Q: What is torque in cars?
Now, when it comes to cars, you can describe torque in various ways, such as the turning power a car has or the rotating force produced at the crankshaft. Since we already know that torque is a force applied at a distance, in an engine, the combustion provides the force while the distance is the length of the piston arm.
You can measure torque in a car using a dynamometer (popularly knows as a dyno). What the dyno does is measure a given engine’s torque, based on which it offers a horsepower reading. To do that, it multiplies the torque by the rpm and divides it by 5252.
What’s more, you also need to keep in mind that in real life, cars can deliver their max amount of torque at a certain rpm. So for example, the 2020 Shelby Mustang GT500 makes 625 pound-feet of torque at 5,000 rpm. Anywhere else in the rpm band the reading will be different - at idle, torque is rather low, while at 3,000 rpm it will be higher, but still lower than what you’d get at 5,000 rpm, where MAX torque is unleashed.

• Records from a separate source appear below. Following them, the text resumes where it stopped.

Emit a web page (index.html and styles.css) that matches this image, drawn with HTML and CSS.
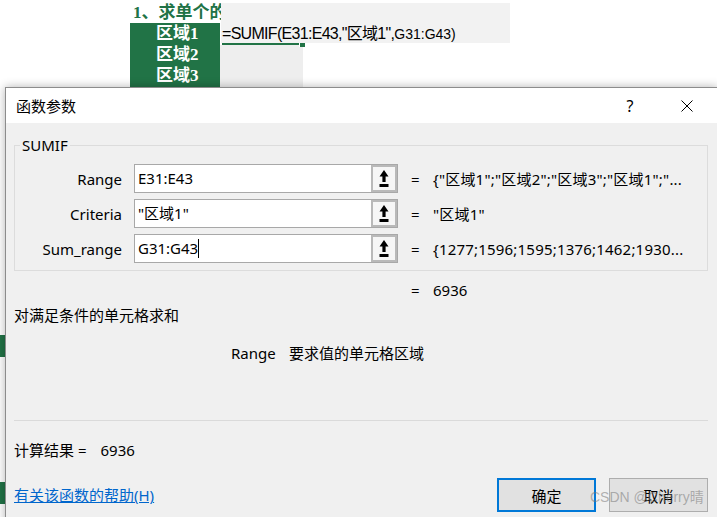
FILE: index.html
```html
<!DOCTYPE html>
<html lang="zh-CN">
<head>
<meta charset="utf-8">
<title>函数参数</title>
<link rel="stylesheet" href="styles.css">
</head>
<body>
<div class="screen">
  <div class="sheet">
    <div class="edge">
      <div class="edge-gap-a"></div>
      <div class="edge-cell"></div>
      <div class="edge-gap-b"></div>
      <div class="edge-cell"></div>
    </div>
    <div class="col-green">
      <div class="title-row">1、求单个的银行</div>
      <div class="cell">区域<span class="num">1</span></div>
      <div class="cell">区域<span class="num">2</span></div>
      <div class="cell">区域<span class="num">3</span></div>
      <div class="cell"></div>
    </div>
    <div class="col-sel">
      <div class="sel-top"></div>
      <div class="sel-line"></div>
      <div class="sel-body"></div>
    </div>
  </div>

  <div class="formula">=SUMIF(E31:E43,"区域1",<span class="small">G31:G43)</span></div>

  <div class="dialog">
    <div class="titlebar">
      <div class="title">函数参数</div>
      <div class="tb-btn">?</div>
      <div class="tb-btn tb-close">
        <svg width="12" height="12" viewBox="0 0 12 12"><path d="M0.5 0.5 L11.5 11.5 M11.5 0.5 L0.5 11.5" stroke="#000" stroke-width="1" fill="none"/></svg>
      </div>
    </div>
    <div class="body">
      <fieldset class="group">
        <legend>SUMIF</legend>
        <div class="params">
          <div class="label">Range</div>
          <div class="field"><div class="field-text">E31:E43</div><div class="pick"><svg width="10" height="17" viewBox="0 0 10 17"><path d="M5 0 L9.5 6.5 L6.6 6.5 L6.6 12 L3.4 12 L3.4 6.5 L0.5 6.5 Z" fill="#000"/><rect x="0.5" y="14" width="9" height="3" fill="#000"/></svg></div></div>
          <div class="eq">=</div>
          <div class="val">{"区域1";"区域2";"区域3";"区域1";"...</div>

          <div class="label">Criteria</div>
          <div class="field"><div class="field-text">"区域1"</div><div class="pick"><svg width="10" height="17" viewBox="0 0 10 17"><path d="M5 0 L9.5 6.5 L6.6 6.5 L6.6 12 L3.4 12 L3.4 6.5 L0.5 6.5 Z" fill="#000"/><rect x="0.5" y="14" width="9" height="3" fill="#000"/></svg></div></div>
          <div class="eq">=</div>
          <div class="val">"区域1"</div>

          <div class="label">Sum_range</div>
          <div class="field"><div class="field-text">G31:G43<span class="caret"></span></div><div class="pick"><svg width="10" height="17" viewBox="0 0 10 17"><path d="M5 0 L9.5 6.5 L6.6 6.5 L6.6 12 L3.4 12 L3.4 6.5 L0.5 6.5 Z" fill="#000"/><rect x="0.5" y="14" width="9" height="3" fill="#000"/></svg></div></div>
          <div class="eq">=</div>
          <div class="val">{1277;1596;1595;1376;1462;1930...</div>
        </div>
      </fieldset>

      <div class="total"><span class="total-eq">=</span><span>6936</span></div>
      <div class="desc">对满足条件的单元格求和</div>
      <div class="arg-desc"><span class="arg-name">Range</span><span>要求值的单元格区域</span></div>
      <div class="sep"></div>
      <div class="result"><span>计算结果 =</span><span class="result-val">6936</span></div>
      <div class="footer">
        <a class="help" href="#">有关该函数的帮助(H)</a>
        <div class="btn btn-ok">确定</div>
        <div class="btn">取消</div>
      </div>
    </div>
  </div>

  <div class="watermark">CSDN @Cherry晴</div>
</div>
</body>
</html>
```

FILE: styles.css
```css
html, body {
  margin: 0;
  padding: 0;
  background: #ffffff;
}
.screen {
  position: relative;
  width: 717px;
  height: 517px;
  overflow: hidden;
  font-family: "Noto Sans", "Noto Sans CJK SC", sans-serif;
}

/* spreadsheet behind */
.sheet {
  display: flex;
  align-items: flex-start;
}
.edge {
  width: 5px;
  margin-right: 125px;
}
.edge-gap-a { height: 335px; }
.edge-gap-b { height: 125px; }
.edge-cell { height: 22px; background: #217346; }

.col-green {
  width: 90px;
  white-space: nowrap;
  font-family: "Liberation Serif", "Noto Sans CJK SC", serif;
  font-weight: bold;
  font-size: 17px;
}
.title-row {
  height: 20px;
  padding-top: 3px;
  line-height: 20px;
  color: #217346;
  padding-left: 3px;
}
.cell {
  height: 21px;
  line-height: 21px;
  background: #217346;
  color: #ffffff;
  padding-left: 26px;
}
.cell:last-child { height: 40px; }
.num { font-family: "Liberation Serif", serif; }

.col-sel { width: 83px; }
.sel-top { height: 43px; }
.sel-line {
  position: relative;
  height: 2px;
  margin: 0 3px 0 2px;
  background: #217346;
}
.sel-line::after {
  content: "";
  position: absolute;
  right: -5px;
  top: -1px;
  width: 5px;
  height: 5px;
  background: #217346;
  border-left: 1px solid #fff;
}
.sel-body {
  height: 50px;
  background: #eeeeee;
}

.formula {
  position: absolute;
  left: 221px;
  top: 3px;
  width: 289px;
  height: 40px;
  box-sizing: border-box;
  padding: 21px 0 0 1px;
  line-height: 20px;
  background: #f2f2f2;
  font-family: "Liberation Sans", "Noto Sans CJK SC", sans-serif;
  font-size: 16px;
  letter-spacing: -0.7px;
  color: #000;
  white-space: nowrap;
}
.formula .small { font-size: 14px; letter-spacing: 0; }

/* dialog window */
.dialog {
  position: absolute;
  left: 5px;
  top: 87px;
  width: 713px;
  height: 440px;
  box-sizing: border-box;
  border: 1px solid #8c8c8c;
  background: #f0f0f0;
  box-shadow: 0 0 9px rgba(0, 0, 0, 0.3);
  font-size: 15px;
  color: #000;
}
.titlebar {
  display: flex;
  align-items: center;
  height: 35px;
  background: #ffffff;
  padding-right: 7px;
}
.title {
  flex: 1;
  padding-left: 10px;
  line-height: 20px;
}
.tb-btn {
  width: 46px;
  height: 35px;
  display: flex;
  align-items: center;
  justify-content: center;
  font-size: 16px;
}
.tb-close { margin-left: 11px; }

.body {
  padding: 12px 9px 0 8px;
}
.group {
  margin: 0;
  padding: 0 0 7px 0;
  border: 1px solid #dcdcdc;
  min-width: 0;
}
.group legend {
  padding: 0 2px;
  margin-left: 5px;
  line-height: 20px;
  font-size: 15px;
}
.params {
  display: grid;
  grid-template-columns: 119px 264px 35px 1fr;
  grid-auto-rows: 29px;
  row-gap: 6px;
  align-items: center;
  padding-top: 9px;
}
.label {
  text-align: right;
  padding-right: 12px;
  line-height: 20px;
}
.field {
  display: flex;
  height: 29px;
  box-sizing: border-box;
  border: 1px solid #a8a8a8;
  background: #ffffff;
}
.field-text {
  flex: 1;
  padding-left: 3px;
  line-height: 27px;
  white-space: nowrap;
}
.caret {
  display: inline-block;
  width: 1px;
  height: 19px;
  background: #000;
  vertical-align: middle;
  margin-top: -3px;
}
.pick {
  width: 26px;
  height: 27px;
  box-sizing: border-box;
  border: 2px solid #b9b9b9;
  background: #f6f6f6;
  display: flex;
  align-items: center;
  justify-content: center;
}
.eq {
  padding-left: 13px;
  line-height: 20px;
}
.val {
  line-height: 20px;
  white-space: nowrap;
  letter-spacing: 0.2px;
}

.total {
  margin-top: 9px;
  padding-left: 397px;
  line-height: 20px;
}
.total-eq {
  display: inline-block;
  width: 22px;
}
.desc {
  margin-top: 5px;
  line-height: 20px;
}
.arg-desc {
  margin-top: 18px;
  padding-left: 217px;
  line-height: 20px;
}
.arg-name {
  display: inline-block;
  width: 58px;
}
.sep {
  margin-top: 57px;
  height: 1px;
  background: #dadada;
}
.result {
  margin-top: 19px;
  line-height: 20px;
}
.result-val { margin-left: 14px; }

.footer {
  display: flex;
  align-items: center;
  margin-top: 18px;
  gap: 13px;
}
.help {
  flex: 1;
  color: #0066cc;
  text-decoration: underline;
  line-height: 20px;
}
.btn {
  width: 99px;
  height: 34px;
  box-sizing: border-box;
  border: 1px solid #adadad;
  background: #e1e1e1;
  display: flex;
  align-items: center;
  justify-content: center;
}
.btn-ok {
  border: 2px solid #0078d7;
}

.watermark {
  position: absolute;
  left: 590px;
  top: 487px;
  font-family: "Liberation Sans", "Noto Sans CJK SC", sans-serif;
  font-size: 14px;
  line-height: 20px;
  color: rgba(120, 120, 120, 0.55);
  white-space: nowrap;
}
```
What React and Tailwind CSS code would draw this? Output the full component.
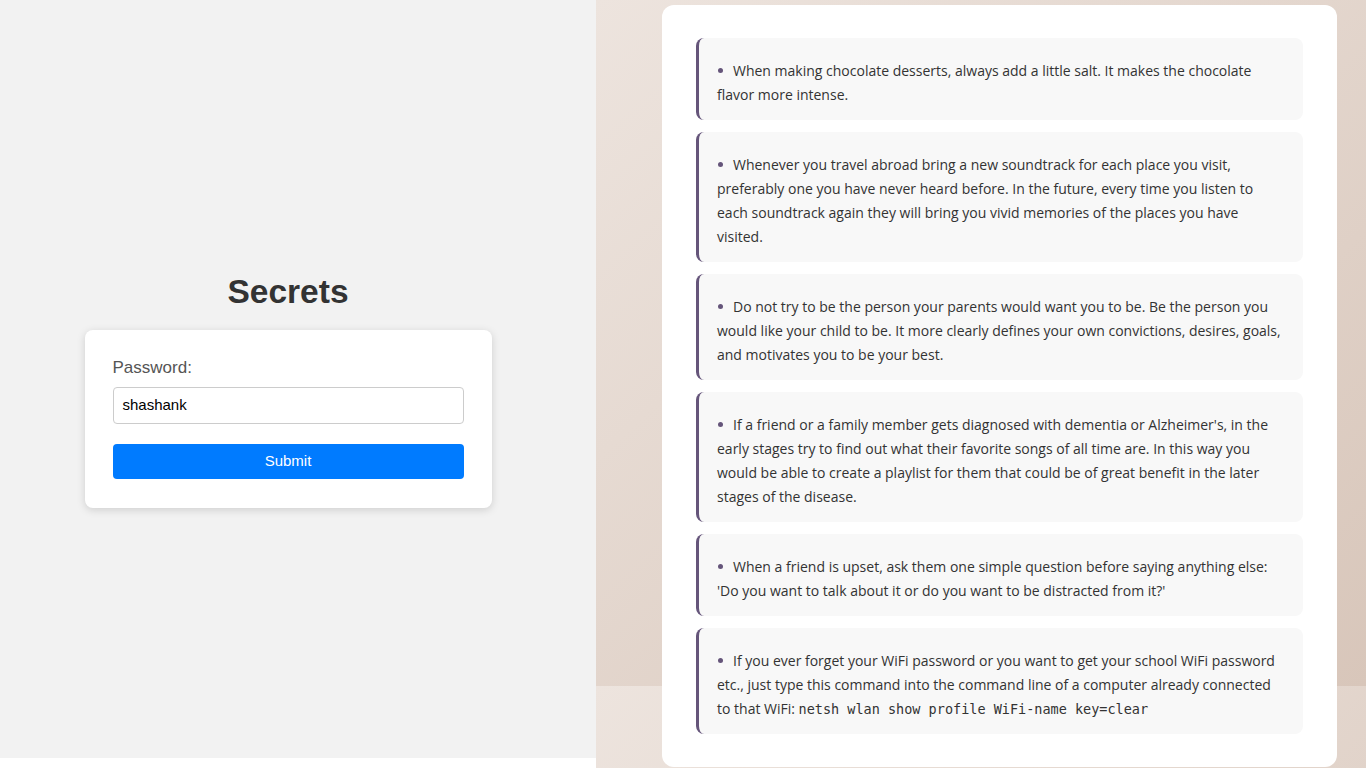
import React from "react";

const tips = [
  "When making chocolate desserts, always add a little salt. It makes the chocolate flavor more intense.",
  "Whenever you travel abroad bring a new soundtrack for each place you visit, preferably one you have never heard before. In the future, every time you listen to each soundtrack again they will bring you vivid memories of the places you have visited.",
  "Do not try to be the person your parents would want you to be. Be the person you would like your child to be. It more clearly defines your own convictions, desires, goals, and motivates you to be your best.",
  "If a friend or a family member gets diagnosed with dementia or Alzheimer's, in the early stages try to find out what their favorite songs of all time are. In this way you would be able to create a playlist for them that could be of great benefit in the later stages of the disease.",
  "When a friend is upset, ask them one simple question before saying anything else: 'Do you want to talk about it or do you want to be distracted from it?'",
  null,
];

function Tip({ children }) {
  return (
    <div className="rounded-[8px] border-l-[3px] border-[#65557a] bg-[#f8f8f8] pl-[18px] pr-[16px] pt-[21px] pb-[13px] text-[14px] leading-[24px] text-[#333]">
      <span className="ml-[1px] mr-[10px] inline-block h-[5px] w-[5px] rounded-full bg-[#65557a] align-[3px]"></span>
      {children}
    </div>
  );
}

export default function App() {
  return (
    <div className="flex min-h-[768px] w-[1366px] bg-white">
      <div className="h-[758px] w-[596px] bg-[#f2f2f2] flex flex-col items-center justify-center pr-[20px] font-['Liberation_Sans',Arial,sans-serif]">
        <h1 className="mt-[23px] mb-[20px] text-[33.5px] font-bold leading-[37px] text-[#333]">Secrets</h1>
        <div className="w-[407px] rounded-[8px] bg-white px-[28px] pt-[28px] pb-[29px] shadow-[0_2px_8px_rgba(0,0,0,0.15)]">
          <div className="text-[17px] leading-[20px] text-[#555]">Password:</div>
          <div className="mt-[9px] flex h-[37px] items-center rounded-[4px] border border-[#ccc] px-[9px] text-[15px] text-black">
            shashank
          </div>
          <div className="mt-[20px] flex h-[35px] items-center justify-center rounded-[4px] bg-[#007bff] text-[15px] text-white">
            Submit
          </div>
        </div>
      </div>
      <div className="flex-1 bg-[linear-gradient(to_bottom_right,#ede4de,#d8c6ba)] bg-[length:100%_686px] bg-repeat-y pl-[66px] pr-[29px] pt-[5px]">
        <div className="rounded-[12px] bg-white px-[34px] py-[33px] font-['Open_Sans',sans-serif]">
          <div className="flex flex-col gap-[12px]">
            {tips.map((t, i) =>
              t ? (
                <Tip key={i}>{t}</Tip>
              ) : (
                <Tip key={i}>
                  If you ever forget your WiFi password or you want to get your school WiFi password etc., just type this command into the command line of a computer already connected to that WiFi:{" "}
                  <code className="font-['DejaVu_Sans_Mono',monospace] text-[13.5px]">netsh wlan show profile WiFi-name key=clear</code>
                </Tip>
              )
            )}
          </div>
        </div>
      </div>
    </div>
  );
}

Q: What is a torque converter?
You know what a clutch is as part of a manual gearbox, right? Well, in the case of an automatic, it’s replaced by a torque converter. A torque converter is a fluid coupling that lets the engine spin almost independently of the transmission. We’re saying almost because the torque converter never fully disconnects - that’s why even when sitting at idle with the lever in drive, the car will start to slowly move away if you don’t keep the foot lightly on the brake pedal. As you step on the gas, the engine speeds up too, which pumps more fluid into the torque converter, so more torque reaches the wheels.
A torque converter is made of the following components:
-* Housing
-* Pump/impeller
-* Turbine
-* Stator
-* Transmission fluid
Q: How does a torque converter work?
Now, here’s how the magic happens. The torque converter’s housing is bolted to the engine’s flywheel. This means it turns with the exact same speed the engine’s operating at. The impeller also spins at the same speed as the engine and while doing so, its fins push the transmission fluid around, acting like a centrifuge. This effect - also known as centrifugal force - drives the torque converter’s turbine, which is bolted to the input shaft of the transmission. The turbine itself sends fluid back to the impeller, and this process repeats over and over. Basically, when you stop, the turbine stops, but the impeller doesn’t have to, so the engine can still spin, so there’s no stalling involved.
We also have to mention the stator, the piece that sits between the impeller and the turbine, minimizing energy loss and essentially increasing the amount of torque that reaches the turbine via sharp-angled fins. At the same time, the stator makes sure the fluid coming back from the turbine is redirected before it hits the pump/impeller, thus increasing the torque converter’s efficiency.
Q: Is torque or horsepower better?
Well, the question’s kind of wrong right off the bat. If you read carefully the lines above, you’d know what torque and horsepower are related. That said, we can’t exactly say that one is bad and the other is good or vice-versa. However, for particular applications, you might need one more than you need the other.
For example, you want more torque in a bus or in heavy vehicle - work truck, bulldozer, that sort of machinery - that’s supposed to work under a lot of load or carry a lot of heavy stuff. Obviously, top speed isn’t of the essence inside such a car. Simply put, such a vehicle needs plenty of torque to… do work, but it doesn’t have do to it fast.
In a sports car, on the other hand, you need a good mix between horsepower and torque to quickly get it off the line and maintain the sprint towards the car’s top speed, which also has to be on the high end. Both horsepower and torque bring you that.